Among the lines of the listing below, retype exactly those from the one containing "Write a component that recreates this screenshot with React and" through the one containing "text-center text-[20px] font-normal", both included. Do not include pictures.

### Exercise materials:

******

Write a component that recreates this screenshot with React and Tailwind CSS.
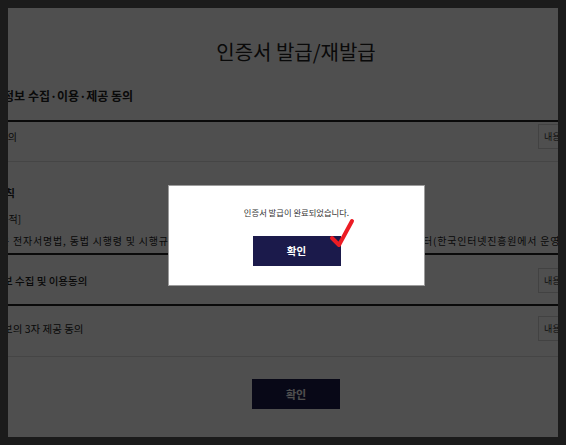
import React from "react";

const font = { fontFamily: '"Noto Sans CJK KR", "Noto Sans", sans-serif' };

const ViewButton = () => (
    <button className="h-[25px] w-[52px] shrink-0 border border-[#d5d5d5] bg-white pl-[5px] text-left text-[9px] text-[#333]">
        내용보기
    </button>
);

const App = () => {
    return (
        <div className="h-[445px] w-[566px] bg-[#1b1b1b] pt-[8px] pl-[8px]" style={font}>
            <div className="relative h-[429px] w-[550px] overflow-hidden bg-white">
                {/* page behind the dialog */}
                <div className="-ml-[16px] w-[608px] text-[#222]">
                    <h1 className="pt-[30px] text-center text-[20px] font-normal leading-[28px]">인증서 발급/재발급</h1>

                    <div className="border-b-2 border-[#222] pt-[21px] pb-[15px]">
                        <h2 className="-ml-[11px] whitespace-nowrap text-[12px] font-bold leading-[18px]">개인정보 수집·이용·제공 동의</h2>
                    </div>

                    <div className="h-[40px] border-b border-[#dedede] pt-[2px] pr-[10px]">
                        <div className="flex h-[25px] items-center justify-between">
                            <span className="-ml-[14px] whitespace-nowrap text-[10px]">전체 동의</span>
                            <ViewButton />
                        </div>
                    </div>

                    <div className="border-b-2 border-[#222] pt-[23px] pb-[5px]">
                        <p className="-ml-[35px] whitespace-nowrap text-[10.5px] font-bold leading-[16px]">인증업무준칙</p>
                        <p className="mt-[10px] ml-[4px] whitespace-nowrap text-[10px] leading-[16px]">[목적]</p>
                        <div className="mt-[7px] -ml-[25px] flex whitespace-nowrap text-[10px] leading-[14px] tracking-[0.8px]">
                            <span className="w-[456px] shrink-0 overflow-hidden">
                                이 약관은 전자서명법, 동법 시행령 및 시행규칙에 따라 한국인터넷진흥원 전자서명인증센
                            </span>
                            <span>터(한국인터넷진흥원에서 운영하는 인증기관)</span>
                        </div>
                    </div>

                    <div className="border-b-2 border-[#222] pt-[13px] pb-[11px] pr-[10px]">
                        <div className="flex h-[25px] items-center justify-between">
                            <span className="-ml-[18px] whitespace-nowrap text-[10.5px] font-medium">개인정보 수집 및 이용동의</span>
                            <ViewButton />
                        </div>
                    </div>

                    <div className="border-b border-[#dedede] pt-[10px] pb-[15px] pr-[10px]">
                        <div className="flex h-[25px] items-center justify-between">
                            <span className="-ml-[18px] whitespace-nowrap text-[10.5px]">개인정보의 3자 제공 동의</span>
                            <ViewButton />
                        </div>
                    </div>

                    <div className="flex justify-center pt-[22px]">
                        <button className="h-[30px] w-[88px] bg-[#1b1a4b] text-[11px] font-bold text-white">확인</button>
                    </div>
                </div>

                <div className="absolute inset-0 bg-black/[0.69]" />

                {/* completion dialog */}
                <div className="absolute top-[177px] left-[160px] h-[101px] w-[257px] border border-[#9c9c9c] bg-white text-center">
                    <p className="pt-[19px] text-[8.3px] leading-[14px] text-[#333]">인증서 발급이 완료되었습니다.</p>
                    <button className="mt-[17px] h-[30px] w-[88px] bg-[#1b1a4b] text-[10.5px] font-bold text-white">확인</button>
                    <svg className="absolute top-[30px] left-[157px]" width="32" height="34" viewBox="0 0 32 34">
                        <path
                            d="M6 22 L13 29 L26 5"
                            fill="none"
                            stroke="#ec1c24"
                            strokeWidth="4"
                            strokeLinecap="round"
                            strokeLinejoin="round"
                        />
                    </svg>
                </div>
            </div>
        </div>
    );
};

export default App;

******

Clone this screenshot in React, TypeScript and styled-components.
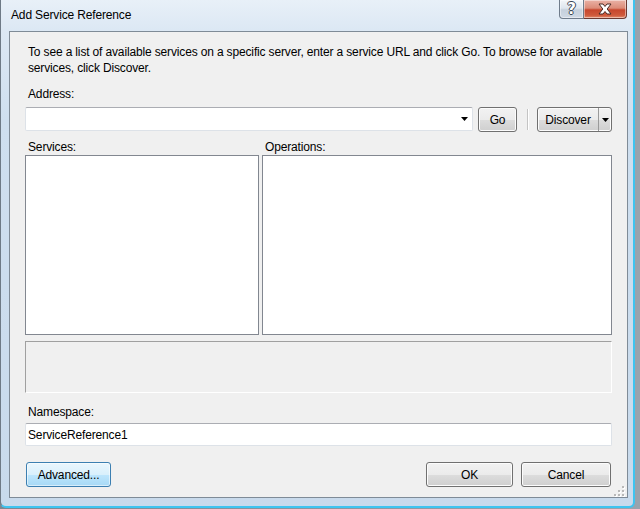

******

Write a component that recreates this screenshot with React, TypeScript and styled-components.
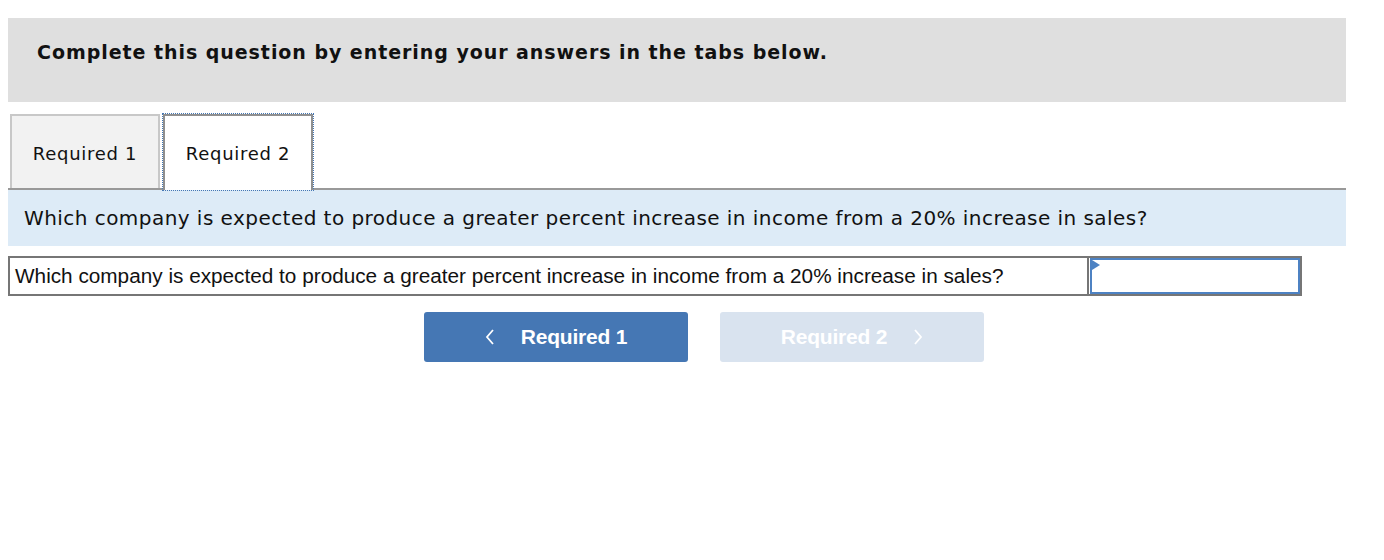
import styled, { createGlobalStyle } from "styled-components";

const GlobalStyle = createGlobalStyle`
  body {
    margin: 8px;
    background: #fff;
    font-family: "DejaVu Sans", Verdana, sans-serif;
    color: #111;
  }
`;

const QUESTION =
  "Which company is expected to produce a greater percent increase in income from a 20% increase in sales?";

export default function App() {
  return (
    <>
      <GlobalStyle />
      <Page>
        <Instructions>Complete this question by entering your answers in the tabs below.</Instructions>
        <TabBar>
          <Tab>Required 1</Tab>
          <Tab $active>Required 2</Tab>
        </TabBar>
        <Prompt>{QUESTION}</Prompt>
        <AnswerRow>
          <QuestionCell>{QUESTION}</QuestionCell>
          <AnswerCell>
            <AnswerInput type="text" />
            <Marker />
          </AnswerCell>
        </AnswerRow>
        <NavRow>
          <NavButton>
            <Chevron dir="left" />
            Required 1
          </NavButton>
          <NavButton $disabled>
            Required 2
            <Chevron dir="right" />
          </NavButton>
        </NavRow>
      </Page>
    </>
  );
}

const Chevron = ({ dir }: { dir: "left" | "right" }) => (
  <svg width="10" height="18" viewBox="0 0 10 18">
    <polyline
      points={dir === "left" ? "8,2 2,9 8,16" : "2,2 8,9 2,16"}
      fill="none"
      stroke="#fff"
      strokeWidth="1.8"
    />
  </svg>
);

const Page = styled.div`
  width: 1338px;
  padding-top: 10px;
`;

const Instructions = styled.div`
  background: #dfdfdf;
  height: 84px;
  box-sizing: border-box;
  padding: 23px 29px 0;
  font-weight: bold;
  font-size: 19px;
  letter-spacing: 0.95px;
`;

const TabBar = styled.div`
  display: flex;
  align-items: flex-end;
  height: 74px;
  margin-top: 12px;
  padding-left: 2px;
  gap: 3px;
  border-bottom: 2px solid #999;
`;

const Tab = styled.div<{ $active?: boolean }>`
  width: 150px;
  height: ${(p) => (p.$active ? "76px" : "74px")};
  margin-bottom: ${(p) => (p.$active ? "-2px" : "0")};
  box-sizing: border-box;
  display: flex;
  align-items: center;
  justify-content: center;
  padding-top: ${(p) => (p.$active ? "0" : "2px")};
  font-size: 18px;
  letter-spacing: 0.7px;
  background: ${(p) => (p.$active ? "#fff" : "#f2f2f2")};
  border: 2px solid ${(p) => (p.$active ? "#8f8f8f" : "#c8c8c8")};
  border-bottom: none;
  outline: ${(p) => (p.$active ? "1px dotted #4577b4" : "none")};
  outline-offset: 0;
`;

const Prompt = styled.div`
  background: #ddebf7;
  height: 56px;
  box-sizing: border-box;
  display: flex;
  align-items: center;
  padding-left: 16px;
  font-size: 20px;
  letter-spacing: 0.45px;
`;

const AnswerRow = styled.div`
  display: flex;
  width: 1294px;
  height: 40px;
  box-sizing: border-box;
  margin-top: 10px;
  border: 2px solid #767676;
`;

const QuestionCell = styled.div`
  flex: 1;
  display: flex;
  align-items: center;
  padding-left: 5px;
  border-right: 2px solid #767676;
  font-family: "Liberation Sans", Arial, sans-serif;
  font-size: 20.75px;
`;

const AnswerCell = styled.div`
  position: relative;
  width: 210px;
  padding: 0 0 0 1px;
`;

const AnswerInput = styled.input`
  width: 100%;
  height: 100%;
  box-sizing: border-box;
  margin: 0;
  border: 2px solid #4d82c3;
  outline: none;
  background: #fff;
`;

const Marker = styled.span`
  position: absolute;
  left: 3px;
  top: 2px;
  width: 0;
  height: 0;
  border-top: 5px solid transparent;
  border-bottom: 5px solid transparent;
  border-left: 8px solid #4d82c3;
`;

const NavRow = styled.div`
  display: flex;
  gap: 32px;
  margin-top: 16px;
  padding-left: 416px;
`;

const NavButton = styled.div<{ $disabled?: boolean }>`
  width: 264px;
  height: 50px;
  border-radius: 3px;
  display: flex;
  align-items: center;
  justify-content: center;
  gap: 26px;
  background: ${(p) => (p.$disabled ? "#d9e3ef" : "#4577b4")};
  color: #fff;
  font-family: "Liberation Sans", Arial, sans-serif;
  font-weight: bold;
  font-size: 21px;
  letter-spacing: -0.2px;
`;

******

### Solution for this problem:
Write a component that recreates this screenshot with React and Tailwind CSS.
import React from "react";

const font = { fontFamily: '"Noto Sans CJK KR", "Noto Sans", sans-serif' };

const ViewButton = () => (
    <button className="h-[25px] w-[52px] shrink-0 border border-[#d5d5d5] bg-white pl-[5px] text-left text-[9px] text-[#333]">
        내용보기
    </button>
);

const App = () => {
    return (
        <div className="h-[445px] w-[566px] bg-[#1b1b1b] pt-[8px] pl-[8px]" style={font}>
            <div className="relative h-[429px] w-[550px] overflow-hidden bg-white">
                {/* page behind the dialog */}
                <div className="-ml-[16px] w-[608px] text-[#222]">
                    <h1 className="pt-[30px] text-center text-[20px] font-normal leading-[28px]">인증서 발급/재발급</h1>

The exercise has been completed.